開催情報
【期間】2016年3月28(月)19時〜2時間程度の予定です。
【料金】無料
会場
会場名:つくるビル
webサイト:http://www.tukuru.me/
アクセス:〒600-8108 京都市下京区五条通新町西入西錺屋町25
電話番号:075-201-9631
開館時間:12:00 – 19:00 (最終日のみ18時まで)
休館日等:-
概要
つくるビルゼミ最終講義
失われた場を求めて
さあきみ、ありのままに考えてごらん、かつてご自分で私にある理論を述べられたじゃないですか。事物は絶えず繰り返される創造によってのみ存在する、とね。世界の創造も、一度かぎりのものではない、それは必然的に毎日行なわれているのだ、とあなたは言われた。
マルセル・プルースト『失われた時を求めて12 第七篇 見出された時Ⅰ』鈴木道彦訳、集英社(集英社文庫ヘリテージシリーズ)、2007、220頁。
あらゆる授業には終わりがありますが、つくるビルゼミは2015年3月をもって最終回となります。最終講義となる今回は、「場」について考えてみたいと思います。
「場」には、物理的な「場」と精神的な「場」の2つがあるでしょう。ひとつは、建築です。家屋や学校、会社、カフェやレストランなどの飲食店、映画館や美術館、ギャラリーなどさまざまな建物が作られ、あるいは取り壊されて、街は変化してきました。つくるビルも築60年の古ビルをリノベーションした建物でした。その変化は私たちの行動や心のあり方にも変容を及ぼしていることでしょう。
一方、もうひとつの「場」は精神的な「場」です。仕事の組織、団体、組合であり、家庭や地域(コミュニティ)の人間関係、サークル、チーム、バンドなどです。春ともなれば、入学・卒業、入社・退職、転職、引越など、人々や地域の関係性に新たな出会いと別れがあるでしょう。

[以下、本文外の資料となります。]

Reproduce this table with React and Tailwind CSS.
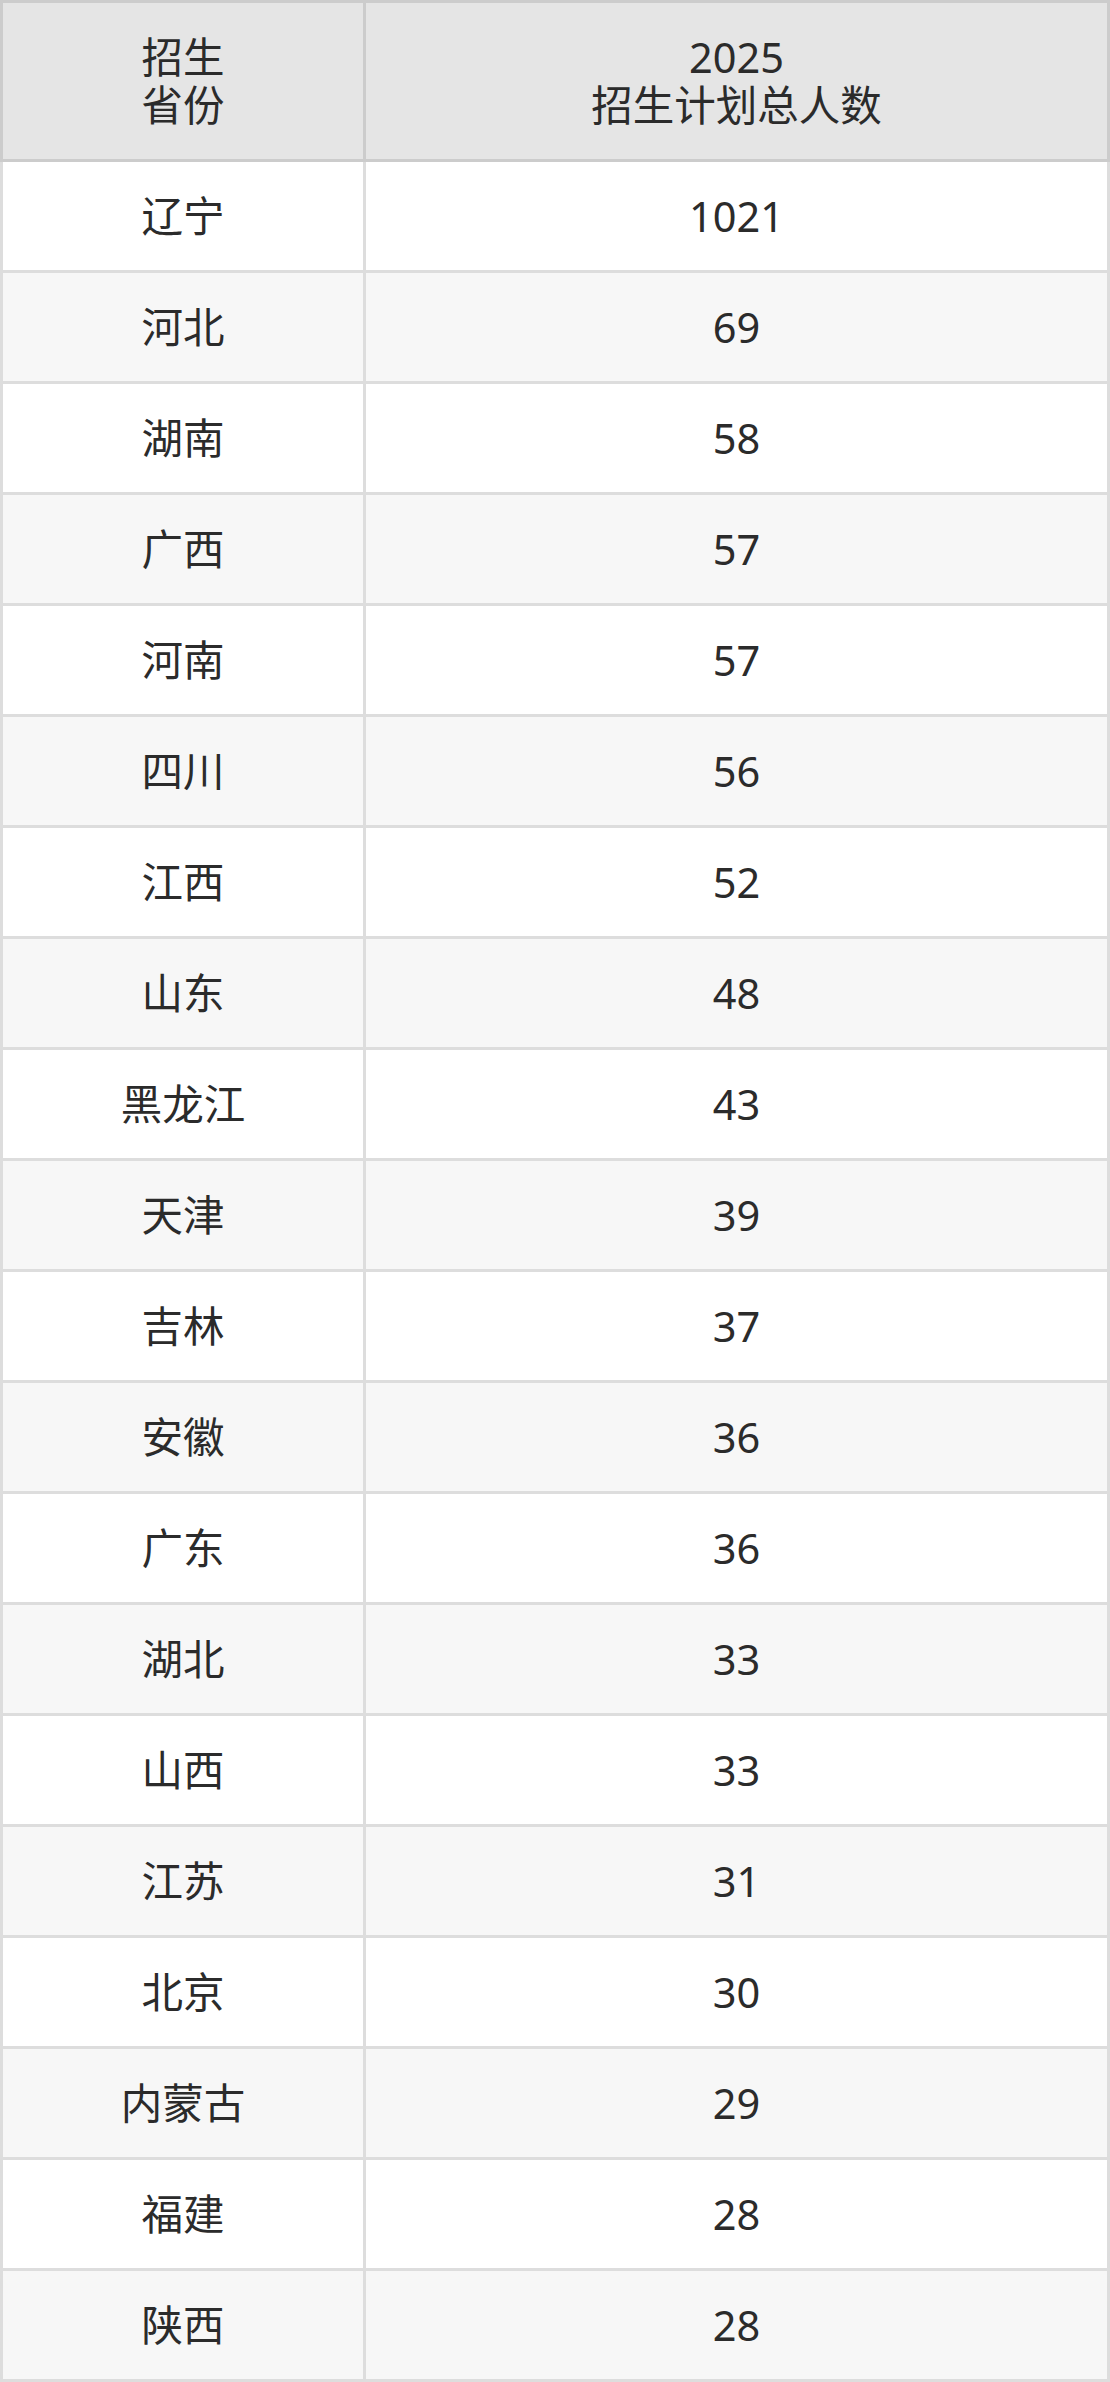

これら2つの「場」は別々のものではなく、1つの「場」でもあります。2011年3月11日の東日本大震災では多くの「場所」が失われましたが、同時に人々の精神的な「場」も失われました。人が生きるとは、場を生きることであり、場をつくることなのかもしれません。
そこで、今月のつくるビルゼミでは、参加者のみなさんにかつてあった(過ごした)「場(所)」、今は失われた「場(所)」を教えて頂きたいと思います。それらの「場」が私たちや都市に残したものとは何だったのでしょうか。そして、つくるビルゼミという「場」は、どんな場だったのでしょうか。
それは、ある冬の日に主人公が紅茶に浸したプチット・マドレーヌの味をきっかけに、幼少期の記憶を思い起こすマルセル・プルーストの長編小説『失われた時を求めて』のように、場所の記憶をめぐる物語=歴史を振り返る時間となるでしょう。今となっては想像でしかたどり着けない失われた「場」を求めて。マドレーヌをご用意して403号室にてお待ちしております。
参加要項
・かつてあった(過ごした)「場(所)」、いまは失われた「場(所)」を教えてください。
地域、年代は自由です。可能であれば、写真や地図などその場所がわかる資料をお持ちください。
例)引っ越したかつての(実)家。通勤・通学でよく目にした建物、閉店した本屋、映画館、ギャラリー。喫煙所。レンタルビデオ店。かつて住んでいたアパート。学校や教室、塾、ワークショップやイベントの会場など。